On observe ainsi les mêmes dénégations dans les pays démocratiques, la même apposition du secret Défense, la même absence d'enquête, les mêmes invocations de l'honneur de l'armée ou de la police, et les mêmes lois d'amnistie. La Guerre d'Algérie n'a donné lieu à aucun procès contre les auteurs de tortures, les États-Unis n'ont châtié que quelques lampistes.

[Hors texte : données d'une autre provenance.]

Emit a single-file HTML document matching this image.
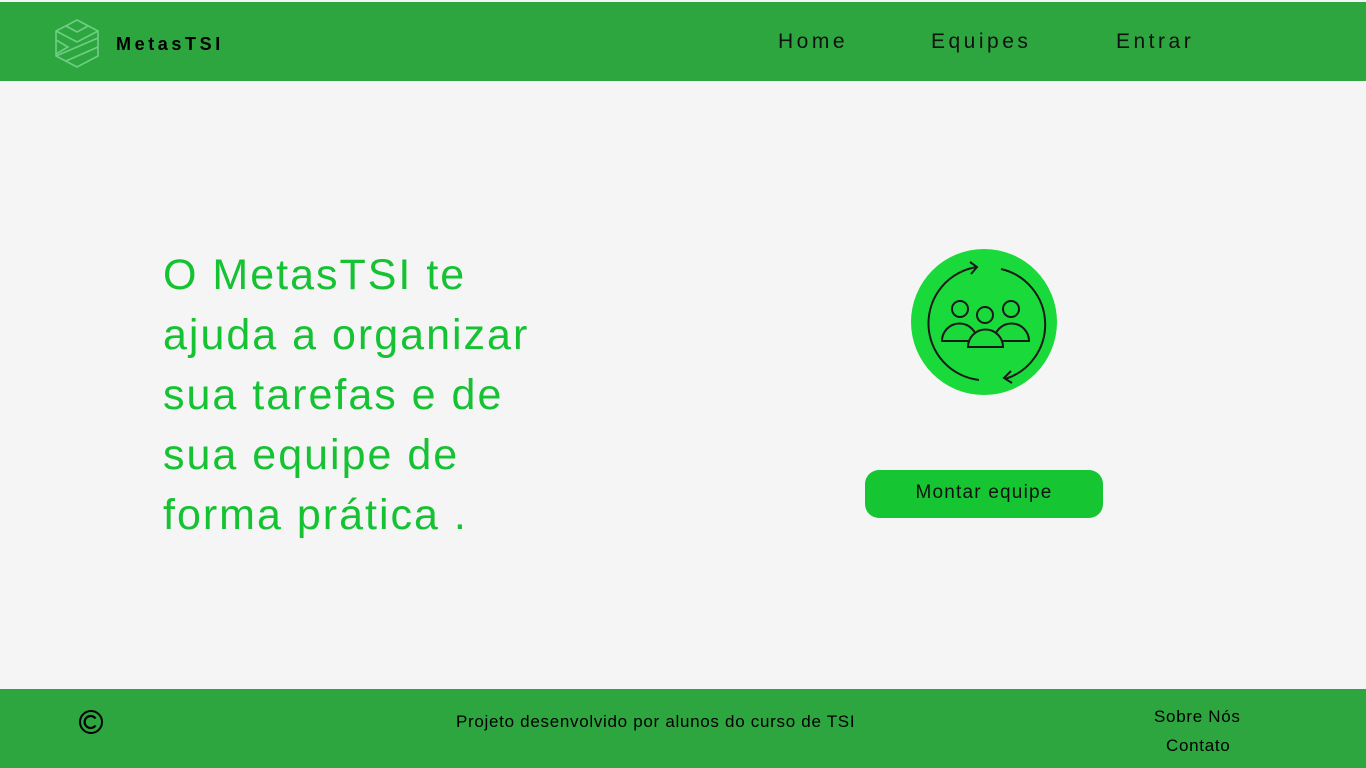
<!DOCTYPE html>
<html><head><meta charset="utf-8"><style>
*{margin:0;padding:0;box-sizing:border-box}
body{width:1366px;height:768px;background:#f5f5f5;font-family:"Liberation Sans",sans-serif;position:relative;overflow:hidden}
.hdr{position:absolute;left:0;top:2px;width:1366px;height:79px;background:#2ea63f}
.logo{position:absolute;left:116px;top:32px;font-weight:bold;font-size:18px;letter-spacing:3.6px;color:#000}
.nav{position:absolute;top:28px;font-size:21px;letter-spacing:3.5px;color:#111}
.hero{position:absolute;left:163px;top:245px;font-size:43px;line-height:60px;color:#14c232;letter-spacing:2px}
.btn{position:absolute;left:865px;top:470px;width:238px;height:48px;border-radius:14px;background:#15c532;color:#111;font-size:19px;text-align:center;line-height:46px;letter-spacing:1.2px}
.ftr{position:absolute;left:0;top:689px;width:1366px;height:79px;background:#2ea63f;color:#000;font-size:17px;letter-spacing:0.7px}
</style></head><body>
<div class="hdr">
<svg style="position:absolute;left:54px;top:16px" width="46" height="50" viewBox="0 0 46 50" fill="none" stroke="#6fce84" stroke-width="1.6">
<path d="M23 2 L44 13 L44 38 L23 49 L2 38 L2 13 Z"/>
<path d="M2 13 L23 24 L44 13"/>
<path d="M12 8 L23 14 L34 8"/>
<path d="M2 22 L14 29 L2 36"/>
<path d="M2 38 L44 20"/>
<path d="M12 43 L44 29"/>
</svg>
<div class="logo">MetasTSI</div>
<div class="nav" style="left:778px">Home</div>
<div class="nav" style="left:931px">Equipes</div>
<div class="nav" style="left:1116px">Entrar</div>
</div>
<div class="hero">O MetasTSI te<br>ajuda a organizar<br>sua tarefas e de<br>sua equipe de<br>forma prática .</div>
<svg style="position:absolute;left:0;top:0" width="1366" height="768">
<circle cx="984" cy="322" r="73" fill="#1ad93a"/>
<g fill="none" stroke="#1a1a1a" stroke-width="2">
<path d="M977 267 A57 57 0 0 0 979 380"/>
<path d="M970 262 L977 267 L971 274"/>
<path d="M1001 269 A57 57 0 0 1 1005 379"/>
<path d="M1011 371 L1004 378 L1012 383"/>
<circle cx="960" cy="309" r="8"/>
<circle cx="1011" cy="309" r="8"/>
<circle cx="985" cy="315" r="8"/>
<path d="M942 341 A17.5 17.5 0 0 1 977 341 Z"/>
<path d="M994 341 A17.5 17.5 0 0 1 1029 341 Z"/>
<path d="M968 347 A17.5 17.5 0 0 1 1003 347 Z" fill="#1ad93a"/>
</g>
</svg>
<div class="btn">Montar equipe</div>
<div class="ftr">
<svg style="position:absolute;left:78px;top:20px" width="26" height="26"><circle cx="13" cy="13" r="11" fill="none" stroke="#000" stroke-width="2"/><path d="M17.5 9.5 A6 6 0 1 0 17.5 16.5" fill="none" stroke="#000" stroke-width="2.2"/></svg>
<div style="position:absolute;left:456px;top:23px">Projeto desenvolvido por alunos do curso de TSI</div>
<div style="position:absolute;left:1154px;top:18px">Sobre Nós</div>
<div style="position:absolute;left:1166px;top:47px">Contato</div>
</div>
</body></html>
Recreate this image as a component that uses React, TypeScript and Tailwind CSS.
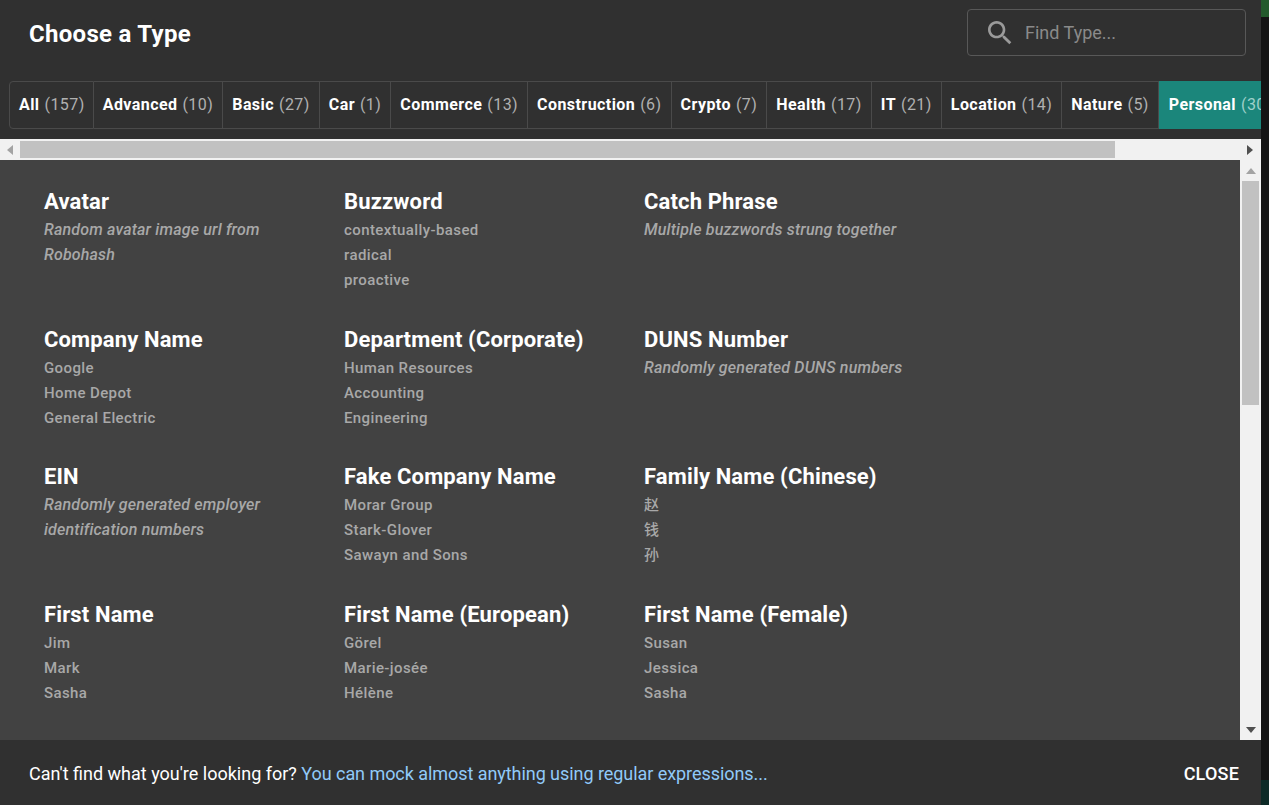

En définitive, ce que l'ACAT observe, c'est que les bourreaux agissent avec d'autant plus de zèle que la morale publique les y autorise. Le terreau le plus favorable est alors celui-là même qui se construit en France aujourd'hui. Rappelons qu'en 2000, un sondage révélait qu'un Français sur quatre était favorable à la pratique de la torture. Dans ce même pays, la persistance de la maltraitance des enfants, des violences contre les femmes, des violences contre les musulmans, agressions dont les statistiques explosent, contre les Rroms, le racisme légal, la stigmatisation des minorités, sont clairement analysés comme propices à l'acceptation publique de l'emploi de la torture. Et si naguère l'accent était mis sur la responsabilité individuelle des tortionnaires, on sait aujourd'hui qu'il faut chercher dans l'attitude de l'État le facteur déterminant. Ainsi, il existe une corrélation très nette entre les atteintes, même déguisées, aux droits fondamentaux et l'acceptation de la torture. Les chaînes de violations qui aboutissent à la stigmatisation de populations cibles (rroms, musulmans), travaillent puissamment à la banalisation des violences iniques. Si bien qu'aux yeux des analystes de l'ACAT, les mécanismes fondamentaux de prévention de la torture sont d'abord le respect des droits économiques, sociaux, culturels et politiques. Quand ces verrous sautent, tout devient possible en matière d'horreur...

NdR. Le rapport d'ACAT-France peut être découvert en son intégralité interactive sur unmondetortionnaire.com

Citation

Il faut radicaliser le refus de la torture.